The process begins through the EEOC’s online public portal, followed by an interview with an EEOC staff member who helps determine whether a formal charge is appropriate. Once filed, the EEOC may offer mediation, investigate the charge, or, if it determines the laws don’t apply or the charge wasn’t timely, dismiss it and notify the employee of their right to file a private lawsuit. That right-to-sue letter has its own deadline: the employee generally has 90 days from receiving it to file suit in federal court.11U.S. Equal Employment Opportunity Commission. Filing a Charge of Discrimination

Missing the EEOC filing deadline is one of the most common and costly mistakes in employment law.

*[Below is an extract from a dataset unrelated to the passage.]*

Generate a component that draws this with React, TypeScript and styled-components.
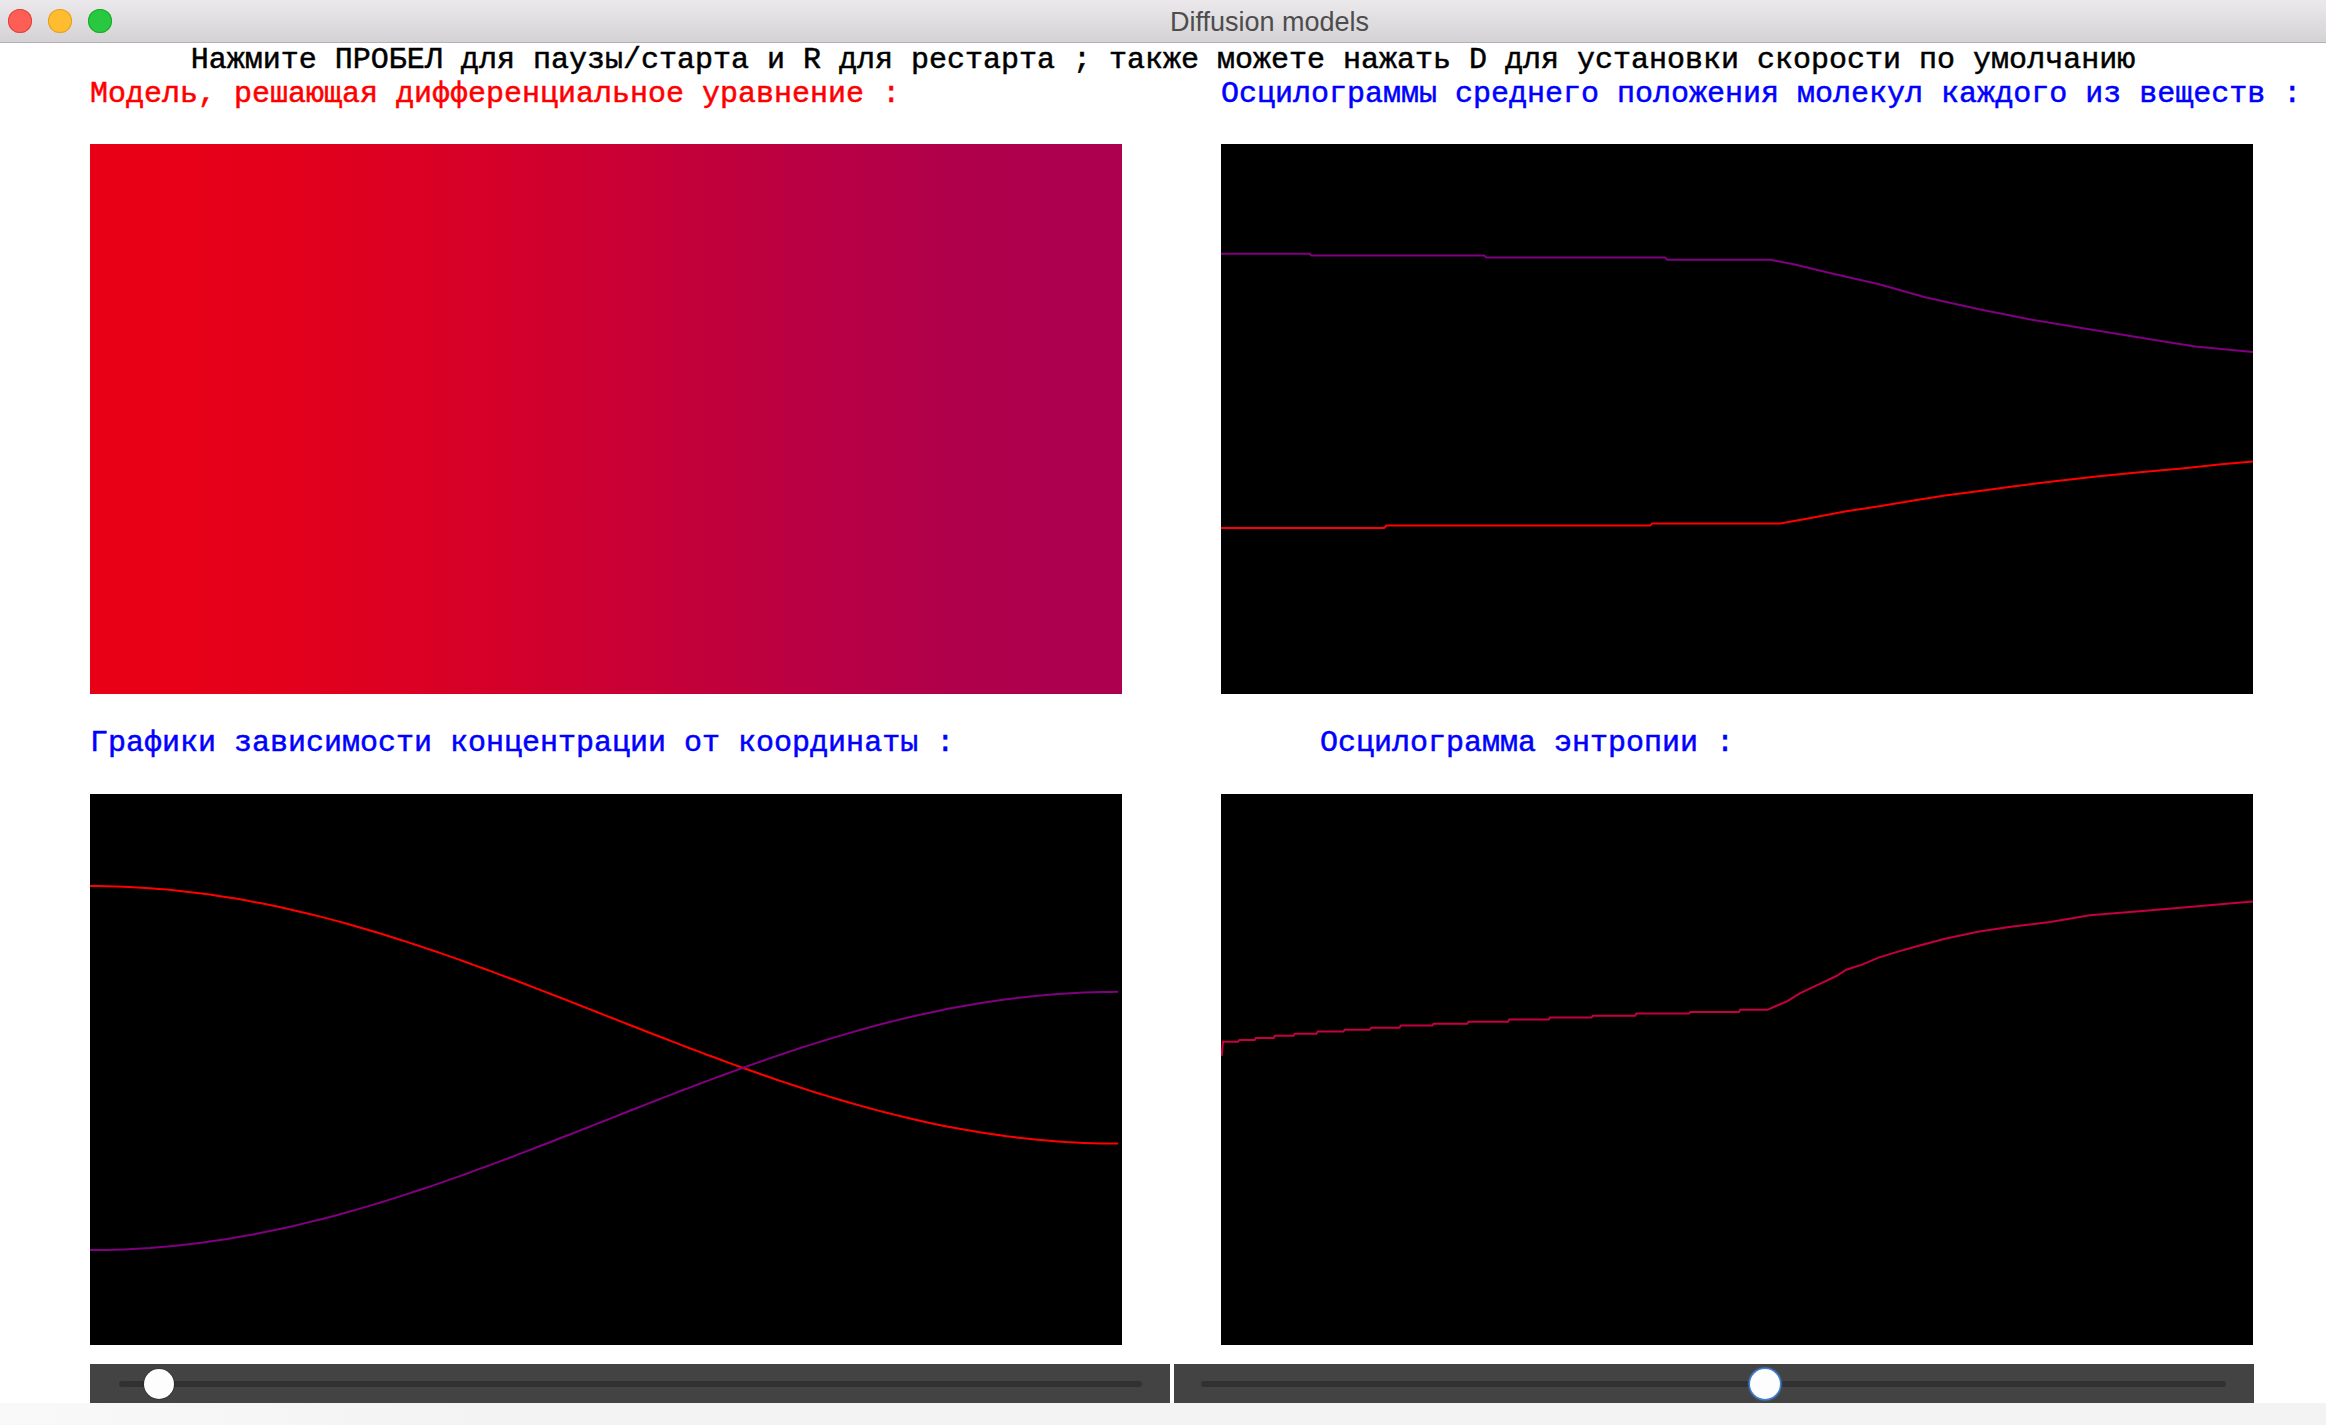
import React from "react";
import styled, { createGlobalStyle } from "styled-components";

const GlobalStyle = createGlobalStyle`
  html, body {
    margin: 0;
    padding: 0;
    background: #ffffff;
  }
  body {
    width: 2326px;
    height: 1425px;
    overflow: hidden;
  }
`;

const MONO = `"Liberation Mono", "Courier New", monospace`;

/* ---------- window chrome ---------- */

const Window = styled.div`
  width: 2326px;
  height: 1425px;
  display: flex;
  flex-direction: column;
  background: #ffffff;
`;

const TitleBar = styled.header`
  flex: none;
  height: 42px;
  border-bottom: 1px solid #b3b1b3;
  background: linear-gradient(#ebe9eb, #d4d2d4);
  display: flex;
  align-items: center;
  padding-left: 8px;
`;

const Lights = styled.div`
  display: flex;
  gap: 16px;
`;

const Light = styled.span<{ $fill: string; $edge: string }>`
  width: 24px;
  height: 24px;
  border-radius: 50%;
  background: ${(p) => p.$fill};
  box-shadow: inset 0 0 0 1px ${(p) => p.$edge};
`;

const WindowTitle = styled.h1`
  margin: 2px 0 0 1058px;
  font: 400 27px/1 "Liberation Sans", Arial, sans-serif;
  color: #4d4d4d;
  white-space: nowrap;
`;

/* ---------- content ---------- */

const Main = styled.main`
  flex: none;
  display: flex;
  flex-direction: column;
  font-family: ${MONO};
  font-size: 30px;
  line-height: 29px;
  -webkit-text-stroke: 0.5px currentColor;
`;

const Hint = styled.p`
  margin: 3px 0 0;
  height: 29px;
  text-align: center;
  color: #000000;
  white-space: pre;
`;

const Dashboard = styled.section`
  display: grid;
  grid-template-columns: 1032px 1032px;
  column-gap: 99px;
  row-gap: 35px;
  padding-left: 90px;
  margin-top: 5px;
`;

const Cell = styled.div<{ $gap: number }>`
  display: flex;
  flex-direction: column;
  gap: ${(p) => p.$gap}px;
`;

const Caption = styled.h2<{ $color: string; $indent?: number }>`
  margin: 0;
  height: 29px;
  font: inherit;
  color: ${(p) => p.$color};
  padding-left: ${(p) => p.$indent ?? 0}px;
  white-space: pre;
`;

const Panel = styled.div<{ $h: number }>`
  height: ${(p) => p.$h}px;
  background: #000000;
  overflow: hidden;
  svg {
    display: block;
  }
`;

const gradientStops = (() => {
  const a = [232, 0, 23];
  const b = [173, 0, 78];
  const stops: string[] = [];
  for (let i = 0; i <= 20; i++) {
    const t = i / 20;
    const k = (1 - Math.cos(Math.PI * t)) / 2;
    const c = a.map((v, j) => Math.round(v + (b[j] - v) * k));
    stops.push(`rgb(${c[0]},${c[1]},${c[2]}) ${(t * 100).toFixed(1)}%`);
  }
  return stops.join(", ");
})();

const ModelField = styled.div`
  height: 550px;
  background: linear-gradient(90deg, ${gradientStops});
`;

/* ---------- sliders ---------- */

const SliderRow = styled.div`
  display: flex;
  gap: 4px;
  padding-left: 90px;
  margin-top: 19px;
`;

const SliderBar = styled.div<{ $padL: number }>`
  box-sizing: border-box;
  width: 1080px;
  height: 39px;
  background: #434343;
  display: flex;
  align-items: center;
  padding: 0 28px 0 ${(p) => p.$padL}px;
`;

const Track = styled.div`
  position: relative;
  flex: 1;
  height: 6px;
  border-radius: 3px;
  background: #313131;
`;

const Thumb = styled.div<{ $pos: number; $focused?: boolean }>`
  position: absolute;
  top: 50%;
  left: calc(${(p) => (p.$pos * 100).toFixed(3)}% - 15px);
  width: 30px;
  height: 30px;
  margin-top: -15px;
  border-radius: 50%;
  background: #fdfdfd;
  box-shadow: ${(p) =>
    p.$focused
      ? "0 0 0 1.5px #3f7fd0, 0 0 2px 2px rgba(80,140,220,0.35)"
      : "0 0 1px 0.5px rgba(0,0,0,0.35)"};
`;

const Footer = styled.div`
  flex: 1;
  background: linear-gradient(90deg, #f9f9f9, #f3f3f3 20%, #f3f3f3);
`;

/* ---------- chart data ---------- */

type Pt = [number, number];

const toPoints = (pts: Pt[], w: number, h: number) =>
  pts.map(([x, y]) => `${((x * w) / 1568).toFixed(1)},${((y * h) / 1568).toFixed(1)}`).join(" ");

const meanPurple: Pt[] = [
  [0, 313], [135, 313], [137, 318], [400, 318], [403, 324], [675, 324], [678, 330], [835, 330],
  [870, 343], [930, 370], [1000, 400], [1070, 437], [1150, 470], [1230, 500], [1310, 525],
  [1400, 553], [1480, 577], [1568, 593],
];

const meanRed: Pt[] = [
  [0, 1095], [248, 1095], [251, 1088], [652, 1088], [655, 1082], [850, 1082], [900, 1065],
  [950, 1047], [1000, 1033], [1050, 1017], [1100, 1002], [1150, 990], [1200, 977], [1260, 963],
  [1330, 948], [1400, 935], [1460, 925], [1520, 913], [1568, 905],
];

const entropy: Pt[] = [
  [1, 745], [3, 705], [26, 705], [28, 700], [51, 700], [53, 694], [80, 694], [82, 688],
  [110, 688], [112, 682], [145, 682], [147, 676], [186, 676], [188, 671], [226, 671],
  [228, 665], [271, 665], [273, 659], [321, 659], [323, 654], [374, 654], [376, 648],
  [436, 648], [438, 642], [498, 642], [500, 636], [563, 636], [565, 631], [629, 631],
  [631, 625], [711, 625], [713, 620], [787, 620], [789, 614], [830, 614], [845, 602],
  [860, 590], [880, 567], [910, 540], [935, 518], [950, 500], [975, 485], [1000, 465],
  [1030, 448], [1060, 432], [1100, 412], [1150, 392], [1200, 378], [1260, 364],
  [1320, 345], [1400, 333], [1480, 320], [1540, 310], [1568, 306],
];

const profile = (sign: number, mid: number, amp: number): Pt[] => {
  const out: Pt[] = [];
  for (let i = 0; i <= 120; i++) {
    const x = (i / 120) * 1562;
    out.push([x, mid + sign * amp * Math.cos((Math.PI * x) / 1562)]);
  }
  return out;
};

const concRed = profile(-1, 628.5, 366.5);
const concPurple = profile(1, 930.5, 367.5);

const RED = "#ff0000";
const PURPLE = "#800080";
const CRIMSON = "#c6003e";

type Series = { pts: Pt[]; color: string };

const Plot: React.FC<{ w: number; h: number; series: Series[] }> = ({ w, h, series }) => (
  <svg width={w} height={h} viewBox={`0 0 ${w} ${h}`}>
    {series.map((s, i) => (
      <polyline
        key={i}
        points={toPoints(s.pts, w, h)}
        fill="none"
        stroke={s.color}
        strokeWidth={2}
        strokeLinejoin="miter"
      />
    ))}
  </svg>
);

export default function App() {
  return (
    <>
      <GlobalStyle />
      <Window>
        <TitleBar>
          <Lights>
            <Light $fill="#fd5f57" $edge="#e0443e" />
            <Light $fill="#febc2e" $edge="#dea123" />
            <Light $fill="#28c840" $edge="#1aab29" />
          </Lights>
          <WindowTitle>Diffusion models</WindowTitle>
        </TitleBar>

        <Main>
          <Hint>
            Нажмите ПРОБЕЛ для паузы/старта и R для рестарта ; также можете нажать D для установки скорости по умолчанию
          </Hint>

          <Dashboard>
            <Cell $gap={35}>
              <Caption $color="#ff0000">Модель, решающая дифференциальное уравнение :</Caption>
              <ModelField />
            </Cell>
            <Cell $gap={35}>
              <Caption $color="#0000ff">Осцилограммы среднего положения молекул каждого из веществ :</Caption>
              <Panel $h={550}>
                <Plot
                  w={1032}
                  h={550}
                  series={[
                    { pts: meanPurple, color: PURPLE },
                    { pts: meanRed, color: RED },
                  ]}
                />
              </Panel>
            </Cell>
            <Cell $gap={36}>
              <Caption $color="#0000ff">Графики зависимости концентрации от координаты :</Caption>
              <Panel $h={551}>
                <Plot
                  w={1032}
                  h={551}
                  series={[
                    { pts: concRed, color: RED },
                    { pts: concPurple, color: PURPLE },
                  ]}
                />
              </Panel>
            </Cell>
            <Cell $gap={36}>
              <Caption $color="#0000ff" $indent={99}>Осцилограмма энтропии :</Caption>
              <Panel $h={551}>
                <Plot w={1032} h={551} series={[{ pts: entropy, color: CRIMSON }]} />
              </Panel>
            </Cell>
          </Dashboard>

          <SliderRow>
            <SliderBar $padL={29}>
              <Track>
                <Thumb $pos={40 / 1023} />
              </Track>
            </SliderBar>
            <SliderBar $padL={27}>
              <Track>
                <Thumb $pos={564.5 / 1025} $focused />
              </Track>
            </SliderBar>
          </SliderRow>
        </Main>
        <Footer />
      </Window>
    </>
  );
}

The clock starts on the date of the termination, not the date the employee hires an attorney or decides to take action. Anyone who suspects their firing was discriminatory should contact the EEOC immediately, even before consulting a lawyer.

Non-Compete Agreements After Dismissal

A growing number of employees face non-compete clauses that restrict where they can work after leaving a job. Enforceability varies dramatically by state. A handful of states ban non-competes outright, while others enforce them only if they’re reasonable in geographic scope, duration, and the business interest they protect. Some states require a minimum salary threshold before a non-compete can be enforced. The FTC proposed a nationwide ban on most non-compete agreements in 2024, but a federal court blocked the rule from taking effect, and it remains unenforceable as of 2026.

Employees who are fired — as opposed to those who quit voluntarily — often have stronger arguments against enforcement. Many courts are reluctant to hold someone to a non-compete when the employer chose to end the relationship. If you signed a non-compete and are facing termination, the severance negotiation is often the best opportunity to get that clause waived or narrowed. Once you’ve signed the severance release, that leverage disappears.